Do not enter this arena without being educated. Be sure you have a thorough understanding of options mechanics, and practice paper trading for several months.

Study the Greeks (delta, gamma, theta, vega), and learn your broker’s interface and assignment procedures.

Again, there is risk involved here; so your most effective tool will be knowledge.

Start small, and build gradually

With options trading, strategy and discipline go hand-in-hand. With that in mind, it’s wise to start small and build gradually.

Consider beginning with 1-2 positions, while only using about 5-10% of your portfolio. During this time, avoid earnings periods and special events; simply focus on large, stable stocks with liquid options.
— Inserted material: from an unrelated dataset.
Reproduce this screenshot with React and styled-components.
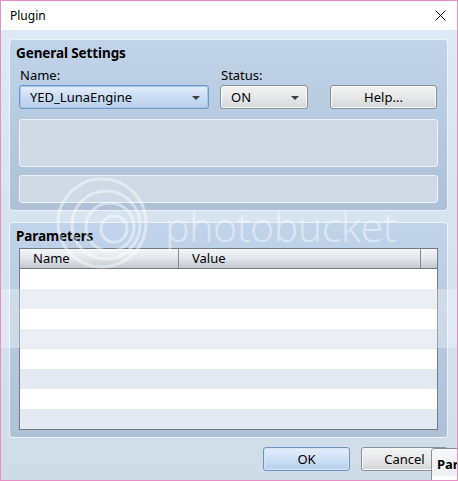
import React from "react";
import styled, { createGlobalStyle } from "styled-components";

const Global = createGlobalStyle`
  html, body { margin: 0; padding: 0; background: #fff; }
  body { font-family: "Noto Sans", "Open Sans", sans-serif; color: #000; }
  * { box-sizing: border-box; }
`;

const Window = styled.div`
  position: relative;
  width: 458px;
  height: 481px;
  border: 1px solid #e88fc4;
  display: flex;
  flex-direction: column;
  overflow: hidden;
  background: linear-gradient(#dfeaf7, #cfdbe7);
`;

const TitleBar = styled.div`
  height: 29px;
  flex: none;
  background: #fff;
  display: flex;
  align-items: center;
  justify-content: space-between;
  padding: 0 11px 0 9px;
  font-size: 12px;
`;

const Body = styled.div`
  flex: none;
  display: flex;
  flex-direction: column;
  gap: 11px;
  padding: 9px 9px 0 8px;
`;

const Group = styled.div`
  border: 1px solid rgba(246, 250, 255, 0.85);
  border-radius: 4px;
  background: linear-gradient(#c1d3e9, #aec1d7);
  padding: 4px 9px 7px 9px;
  display: flex;
  flex-direction: column;
`;

const GroupTitle = styled.div`
  font-weight: bold;
  font-size: 13.5px;
  line-height: 18px;
  margin-left: -3px;
  letter-spacing: -0.1px;
`;

const FieldRow = styled.div`
  display: flex;
  align-items: flex-end;
  margin-top: 5px;
`;

const Field = styled.div`
  display: flex;
  flex-direction: column;
  width: ${(p) => p.$w}px;
  margin-right: ${(p) => p.$mr || 0}px;
`;

const Label = styled.div`
  font-size: 13px;
  line-height: 16px;
  margin-bottom: 2px;
  padding-left: 1px;
`;

const Select = styled.div`
  height: 24px;
  border-radius: 3px;
  border: 1px solid ${(p) => (p.$focus ? "#6c97c8" : "#8c9196")};
  box-shadow: inset 0 0 0 1px ${(p) => (p.$focus ? "#a9c6e6" : "#f7f8f9")};
  background: ${(p) =>
    p.$focus
      ? "linear-gradient(#e6effa, #c9dcf2 50%, #b9d0ec)"
      : "linear-gradient(#f3f3f3, #e7e8e9 50%, #d5d7da)"};
  display: flex;
  align-items: center;
  justify-content: space-between;
  padding: 0 8px 0 10px;
  font-size: 13px;
`;

const Arrow = styled.span`
  width: 0;
  height: 0;
  border-left: 4px solid transparent;
  border-right: 4px solid transparent;
  border-top: 4px solid #3d3d3d;
  margin-top: 1px;
`;

const Button = styled.div`
  width: ${(p) => p.$w || 87}px;
  height: 24px;
  border-radius: 3px;
  border: 1px solid ${(p) => (p.$primary ? "#6f93bf" : "#8c9196")};
  box-shadow: inset 0 0 0 1px ${(p) => (p.$primary ? "#d5e5f6" : "#f7f8f9")};
  background: ${(p) =>
    p.$primary
      ? "linear-gradient(#e3eefb, #cfe0f4 50%, #b6cfeb)"
      : "linear-gradient(#f3f3f3, #e7e8e9 50%, #d3d5d8)"};
  display: flex;
  align-items: center;
  justify-content: center;
  font-size: 13px;
  margin-left: ${(p) => (p.$push ? "auto" : "0")};
  margin-right: ${(p) => p.$mr || 0}px;
`;

const Inset = styled.div`
  height: ${(p) => p.$h}px;
  margin-top: ${(p) => p.$mt}px;
  border: 1px solid #eef3f9;
  border-radius: 3px;
  background: #ced9e5;
`;

const Table = styled.div`
  margin-top: 3px;
  border: 1px solid #747a81;
  background: #fff;
  display: flex;
  flex-direction: column;
`;

const HeaderRow = styled.div`
  display: grid;
  grid-template-columns: 159px 242px 1fr;
  height: 20px;
  border-bottom: 1px solid #747a81;
  background: linear-gradient(#f4f6f8, #e2e5e9 50%, #c3c8cd);
`;

const HeaderCell = styled.div`
  font-size: 13px;
  line-height: 19px;
  padding-left: ${(p) => p.$pl}px;
  border-right: ${(p) => (p.$last ? "none" : "1px solid #838890")};
`;

const DataRow = styled.div`
  height: 20px;
  background: ${(p) => (p.$alt ? "#e2e9f1" : "#ffffff")};
`;

const Footer = styled.div`
  display: flex;
  justify-content: flex-end;
  gap: 11px;
  padding: 9px 9px 0 0;
`;

const Tip = styled.div`
  position: absolute;
  left: 430px;
  top: 447px;
  width: 80px;
  height: 40px;
  border: 1px solid #8a8f95;
  border-radius: 3px;
  background: linear-gradient(#f7f8fa, #eef1f4 70%, #fff 70%);
  font-weight: bold;
  font-size: 13px;
  padding: 6px 0 0 5px;
`;

const Watermark = styled.div`
  position: absolute;
  left: 54px;
  top: 175px;
  display: flex;
  align-items: center;
  gap: 14px;
  pointer-events: none;
`;

const WmText = styled.div`
  font-family: "Noto Sans", sans-serif;
  font-weight: 300;
  font-size: 41px;
  letter-spacing: -0.5px;
  color: rgba(255, 255, 255, 0.45);
  margin-top: 4px;
`;

const Band = styled.div`
  position: absolute;
  left: 0;
  right: 0;
  top: 288px;
  height: 59px;
  background: rgba(255, 255, 255, 0.3);
  pointer-events: none;
`;

function CloseIcon() {
  return (
    <svg width="11" height="11" viewBox="0 0 11 11">
      <path d="M0.5 0.5 L10.5 10.5 M10.5 0.5 L0.5 10.5" stroke="#000" strokeWidth="1" />
    </svg>
  );
}

function Logo() {
  return (
    <svg width="96" height="96" viewBox="0 0 96 96">
      <g fill="none" stroke="rgba(255,255,255,0.45)" strokeWidth="3">
        <circle cx="47" cy="47" r="44" />
        <circle cx="51" cy="49" r="34" />
        <circle cx="55" cy="51" r="24" />
        <circle cx="59" cy="53" r="13" />
      </g>
    </svg>
  );
}

export default function App() {
  const rows = Array.from({ length: 8 }, (_, i) => i % 2 === 1);
  return (
    <>
      <Global />
      <Window>
        <TitleBar>
          <span>Plugin</span>
          <CloseIcon />
        </TitleBar>
        <Body>
          <Group>
            <GroupTitle>General Settings</GroupTitle>
            <FieldRow>
              <Field $w={190} $mr={11}>
                <Label>Name:</Label>
                <Select $focus>
                  <span>YED_LunaEngine</span>
                  <Arrow />
                </Select>
              </Field>
              <Field $w={88}>
                <Label>Status:</Label>
                <Select>
                  <span>ON</span>
                  <Arrow />
                </Select>
              </Field>
              <Button $w={107} $push $mr={1}>
                Help...
              </Button>
            </FieldRow>
            <Inset $h={48} $mt={10} />
            <Inset $h={28} $mt={8} />
          </Group>
          <Group>
            <GroupTitle>Parameters</GroupTitle>
            <Table>
              <HeaderRow>
                <HeaderCell $pl={13}>Name</HeaderCell>
                <HeaderCell $pl={13}>Value</HeaderCell>
                <HeaderCell $last />
              </HeaderRow>
              {rows.map((alt, i) => (
                <DataRow key={i} $alt={alt} />
              ))}
            </Table>
          </Group>
        </Body>
        <Footer>
          <Button $primary>OK</Button>
          <Button>Cancel</Button>
        </Footer>
        <Tip>Par</Tip>
        <Band />
        <Watermark>
          <Logo />
          <WmText>photobucket</WmText>
        </Watermark>
      </Window>
    </>
  );
}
Then, begin to build. This process is gradual; start by increasing position sizes only after demonstrating consistent profits, and add new strategies only after mastering basic ones. As mentioned above, maintain detailed records to track what works and what doesn't.

Remember, continuous education is always accessible (and advised).

The bottom line

Options income strategies can provide additional returns from your stock portfolio, but they require education, discipline, and realistic expectations. These are not "get rich quick" schemes but systematic approaches that work best when integrated into a broader investment plan.

Success requires understanding the mechanics, managing risks appropriately, and accepting that no strategy works in all market conditions. Start with education, practice extensively, and implement gradually to determine if these approaches fit your investment objectives and risk tolerance.

Remember: the goal isn't to maximize income at all costs, but to generate reasonable additional returns while preserving capital and maintaining portfolio balance.